Incorporated glucosamine adversely affects the emulsifying properties of whey protein isolate polymerized by transglutaminase.

Glucosamine (GlcN) and microbial transglutaminase (Tgase) are used separately or together to improve the emulsifying properties of whey protein isolate (WPI). However, little is known about how the emulsifying properties change when GlcN residues are incorporated into WPI cross-linked by Tgase. We used Tgase as a biocatalyst to cross-link WPI in the presence of GlcN in a liquid system for 12 h at a moderate temperature (25°C). Matrix-assisted laser desorption/ionization time-of-flight mass spectrometry analyses indicated that protein polymerization and GlcN conjugation occurred simultaneously, phenomena also supported by the loss of free amines (9.4-20.5%).
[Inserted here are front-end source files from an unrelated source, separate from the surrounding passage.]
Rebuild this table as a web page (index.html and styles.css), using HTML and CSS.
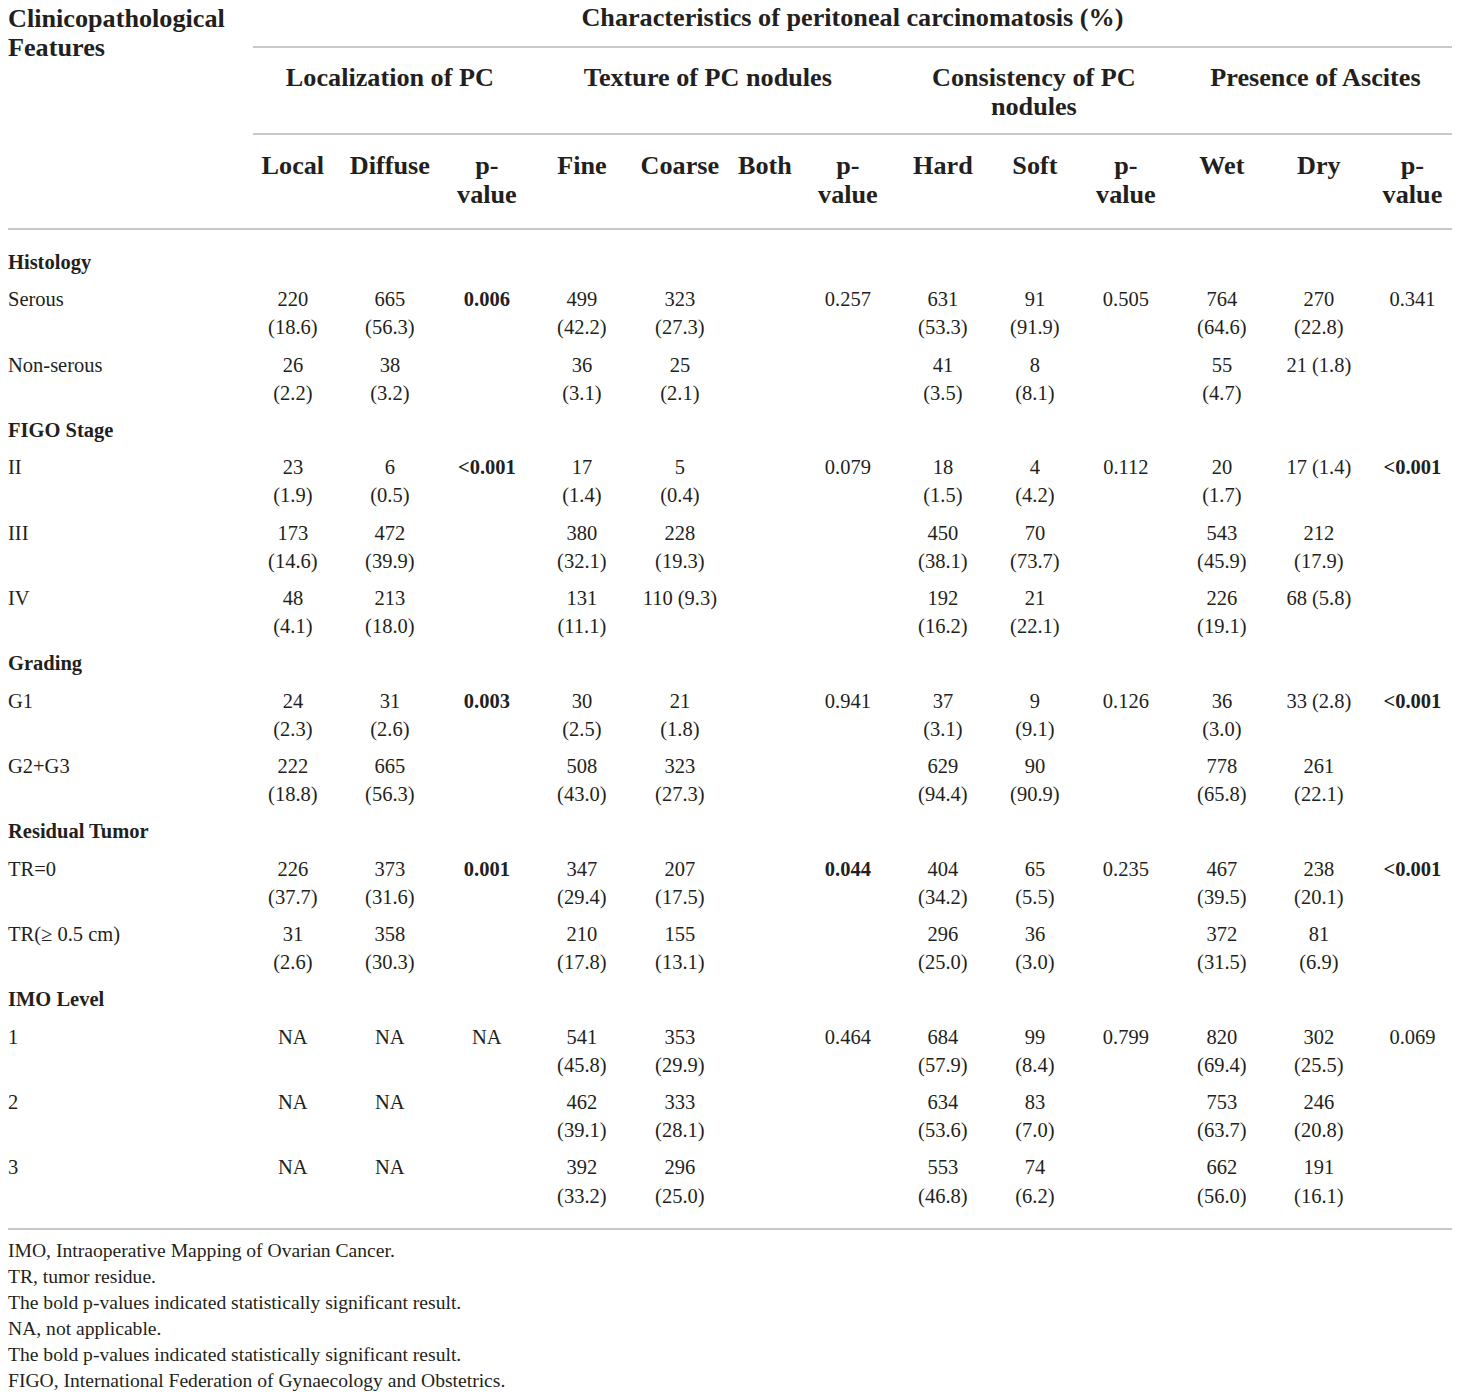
FILE: index.html
```html
<!DOCTYPE html>
<html lang="en">
<head>
  <meta charset="UTF-8">
  <title>Characteristics of peritoneal carcinomatosis</title>
  <link rel="stylesheet" href="styles.css">
</head>
<body>

  <div class="table-wrap">
    <table class="pc-table">
      <colgroup>
        <col class="c-label">
        <col style="width:80px"><col style="width:114px"><col style="width:80px">
        <col style="width:110px"><col style="width:86px"><col style="width:84px"><col style="width:82px">
        <col style="width:108px"><col style="width:76px"><col style="width:106px">
        <col style="width:86px"><col style="width:108px"><col style="width:79px">
      </colgroup>
      <thead>
        <tr class="head-1">
          <th class="label-head" rowspan="3">Clinicopathological<br>Features</th>
          <th colspan="13" class="ruled">Characteristics of peritoneal carcinomatosis (%)</th>
        </tr>
        <tr class="head-2">
          <th colspan="3" class="ruled">Localization of PC</th>
          <th colspan="4" class="ruled">Texture of PC nodules</th>
          <th colspan="3" class="ruled">Consistency of PC<br>nodules</th>
          <th colspan="3" class="ruled">Presence of Ascites</th>
        </tr>
        <tr class="head-3">
          <th>Local</th>
          <th>Diffuse</th>
          <th>p-<br>value</th>
          <th>Fine</th>
          <th>Coarse</th>
          <th>Both</th>
          <th>p-<br>value</th>
          <th>Hard</th>
          <th>Soft</th>
          <th>p-<br>value</th>
          <th>Wet</th>
          <th>Dry</th>
          <th>p-<br>value</th>
        </tr>
      </thead>
      <tbody>
        <tr class="section first">
          <td colspan="14">Histology</td>
        </tr>
        <tr>
          <td>Serous</td>
          <td>220<br>(18.6)</td><td>665<br>(56.3)</td><td><b>0.006</b></td>
          <td>499<br>(42.2)</td><td>323<br>(27.3)</td><td></td><td>0.257</td>
          <td>631<br>(53.3)</td><td>91<br>(91.9)</td><td>0.505</td>
          <td>764<br>(64.6)</td><td>270<br>(22.8)</td><td>0.341</td>
        </tr>
        <tr>
          <td>Non-serous</td>
          <td>26<br>(2.2)</td><td>38<br>(3.2)</td><td></td>
          <td>36<br>(3.1)</td><td>25<br>(2.1)</td><td></td><td></td>
          <td>41<br>(3.5)</td><td>8<br>(8.1)</td><td></td>
          <td>55<br>(4.7)</td><td>21 (1.8)</td><td></td>
        </tr>
        <tr class="section">
          <td colspan="14">FIGO Stage</td>
        </tr>
        <tr>
          <td>II</td>
          <td>23<br>(1.9)</td><td>6<br>(0.5)</td><td><b>&lt;0.001</b></td>
          <td>17<br>(1.4)</td><td>5<br>(0.4)</td><td></td><td>0.079</td>
          <td>18<br>(1.5)</td><td>4<br>(4.2)</td><td>0.112</td>
          <td>20<br>(1.7)</td><td>17 (1.4)</td><td><b>&lt;0.001</b></td>
        </tr>
        <tr>
          <td>III</td>
          <td>173<br>(14.6)</td><td>472<br>(39.9)</td><td></td>
          <td>380<br>(32.1)</td><td>228<br>(19.3)</td><td></td><td></td>
          <td>450<br>(38.1)</td><td>70<br>(73.7)</td><td></td>
          <td>543<br>(45.9)</td><td>212<br>(17.9)</td><td></td>
        </tr>
        <tr>
          <td>IV</td>
          <td>48<br>(4.1)</td><td>213<br>(18.0)</td><td></td>
          <td>131<br>(11.1)</td><td>110 (9.3)</td><td></td><td></td>
          <td>192<br>(16.2)</td><td>21<br>(22.1)</td><td></td>
          <td>226<br>(19.1)</td><td>68 (5.8)</td><td></td>
        </tr>
        <tr class="section">
          <td colspan="14">Grading</td>
        </tr>
        <tr>
          <td>G1</td>
          <td>24<br>(2.3)</td><td>31<br>(2.6)</td><td><b>0.003</b></td>
          <td>30<br>(2.5)</td><td>21<br>(1.8)</td><td></td><td>0.941</td>
          <td>37<br>(3.1)</td><td>9<br>(9.1)</td><td>0.126</td>
          <td>36<br>(3.0)</td><td>33 (2.8)</td><td><b>&lt;0.001</b></td>
        </tr>
        <tr>
          <td>G2+G3</td>
          <td>222<br>(18.8)</td><td>665<br>(56.3)</td><td></td>
          <td>508<br>(43.0)</td><td>323<br>(27.3)</td><td></td><td></td>
          <td>629<br>(94.4)</td><td>90<br>(90.9)</td><td></td>
          <td>778<br>(65.8)</td><td>261<br>(22.1)</td><td></td>
        </tr>
        <tr class="section">
          <td colspan="14">Residual Tumor</td>
        </tr>
        <tr>
          <td>TR=0</td>
          <td>226<br>(37.7)</td><td>373<br>(31.6)</td><td><b>0.001</b></td>
          <td>347<br>(29.4)</td><td>207<br>(17.5)</td><td></td><td><b>0.044</b></td>
          <td>404<br>(34.2)</td><td>65<br>(5.5)</td><td>0.235</td>
          <td>467<br>(39.5)</td><td>238<br>(20.1)</td><td><b>&lt;0.001</b></td>
        </tr>
        <tr>
          <td>TR(&ge; 0.5 cm)</td>
          <td>31<br>(2.6)</td><td>358<br>(30.3)</td><td></td>
          <td>210<br>(17.8)</td><td>155<br>(13.1)</td><td></td><td></td>
          <td>296<br>(25.0)</td><td>36<br>(3.0)</td><td></td>
          <td>372<br>(31.5)</td><td>81<br>(6.9)</td><td></td>
        </tr>
        <tr class="section">
          <td colspan="14">IMO Level</td>
        </tr>
        <tr>
          <td>1</td>
          <td>NA</td><td>NA</td><td>NA</td>
          <td>541<br>(45.8)</td><td>353<br>(29.9)</td><td></td><td>0.464</td>
          <td>684<br>(57.9)</td><td>99<br>(8.4)</td><td>0.799</td>
          <td>820<br>(69.4)</td><td>302<br>(25.5)</td><td>0.069</td>
        </tr>
        <tr>
          <td>2</td>
          <td>NA</td><td>NA</td><td></td>
          <td>462<br>(39.1)</td><td>333<br>(28.1)</td><td></td><td></td>
          <td>634<br>(53.6)</td><td>83<br>(7.0)</td><td></td>
          <td>753<br>(63.7)</td><td>246<br>(20.8)</td><td></td>
        </tr>
        <tr class="last">
          <td>3</td>
          <td>NA</td><td>NA</td><td></td>
          <td>392<br>(33.2)</td><td>296<br>(25.0)</td><td></td><td></td>
          <td>553<br>(46.8)</td><td>74<br>(6.2)</td><td></td>
          <td>662<br>(56.0)</td><td>191<br>(16.1)</td><td></td>
        </tr>
      </tbody>
    </table>

    <div class="notes">
      <p>IMO, Intraoperative Mapping of Ovarian Cancer.</p>
      <p>TR, tumor residue.</p>
      <p>The bold p-values indicated statistically significant result.</p>
      <p>NA, not applicable.</p>
      <p>The bold p-values indicated statistically significant result.</p>
      <p>FIGO, International Federation of Gynaecology and Obstetrics.</p>
    </div>
  </div>

</body>
</html>
```

FILE: styles.css
```css
body {
  margin: 0;
  background: #fff;
  color: #231f20;
  font-family: "Liberation Serif", "Times New Roman", serif;
}

.table-wrap {
  padding: 0 8px;
}

.pc-table {
  width: 1444px;
  border-collapse: collapse;
  table-layout: fixed;
  font-size: 20.5px;
  line-height: 28.2px;
}

.pc-table th {
  font-size: 26.2px;
  line-height: 29px;
  font-weight: bold;
  text-align: center;
  vertical-align: top;
  padding: 0;
  white-space: nowrap;
}

.pc-table th.label-head {
  text-align: left;
  padding-top: 4px;
}

.pc-table th.ruled {
  border-bottom: 2px solid #c9c9c9;
}

.head-1 th {
  padding: 3px 0 14px;
}

.head-2 th {
  padding: 15px 0 12px;
}

.head-3 th {
  padding: 16px 0 19px;
}

.pc-table thead {
  border-bottom: 2px solid #c9c9c9;
}

.pc-table td {
  padding: 4px 0 5px;
  text-align: center;
  vertical-align: top;
  white-space: nowrap;
}

.pc-table td:first-child {
  text-align: left;
}

.pc-table td b {
  font-weight: bold;
}

.section td {
  font-weight: bold;
}

.section.first td {
  padding-top: 18px;
}

.last td {
  padding-bottom: 18px;
}

.pc-table tbody {
  border-bottom: 2px solid #c9c9c9;
}

.notes {
  margin-top: 8px;
  font-size: 19.6px;
  line-height: 26px;
}

.notes p {
  margin: 0;
}
```
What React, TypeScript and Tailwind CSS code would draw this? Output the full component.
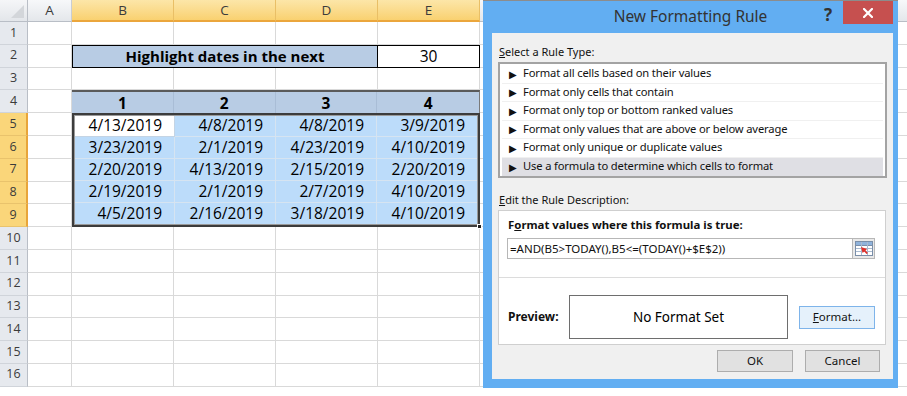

Addition of 5 U Tgase/g protein improved the emulsifying properties of moderately cross-linked WPI polymers. The Tgase-treated WPI polymers had a larger particle size (∼2.6-fold) than native WPI, which may have reduced coalescence and flocculation in an oil-in-water emulsion system. However, the incorporation of GlcN residues into WPI, predominantly via enzymatic glycation, partly inhibited the cross-links between the WPI molecules catalyzed by Tgase, reducing the size of the WPI polymers 0.81- to 0.86-fold). Consequently, WPI+GlcN conjugates provided less stability to the emulsion. Moreover, high NaCl concentration (0.2 M) decreased the emulsifying properties of the WPI+GlcN conjugates by neutralizing negative electric charges in the glycoconjugates. However, the improved emulsifying properties of WPI cross-linked by Tgase may be useful in food processing at higher NaCl concentrations due to the formation of the thicker steric barrier at the oil-water interface.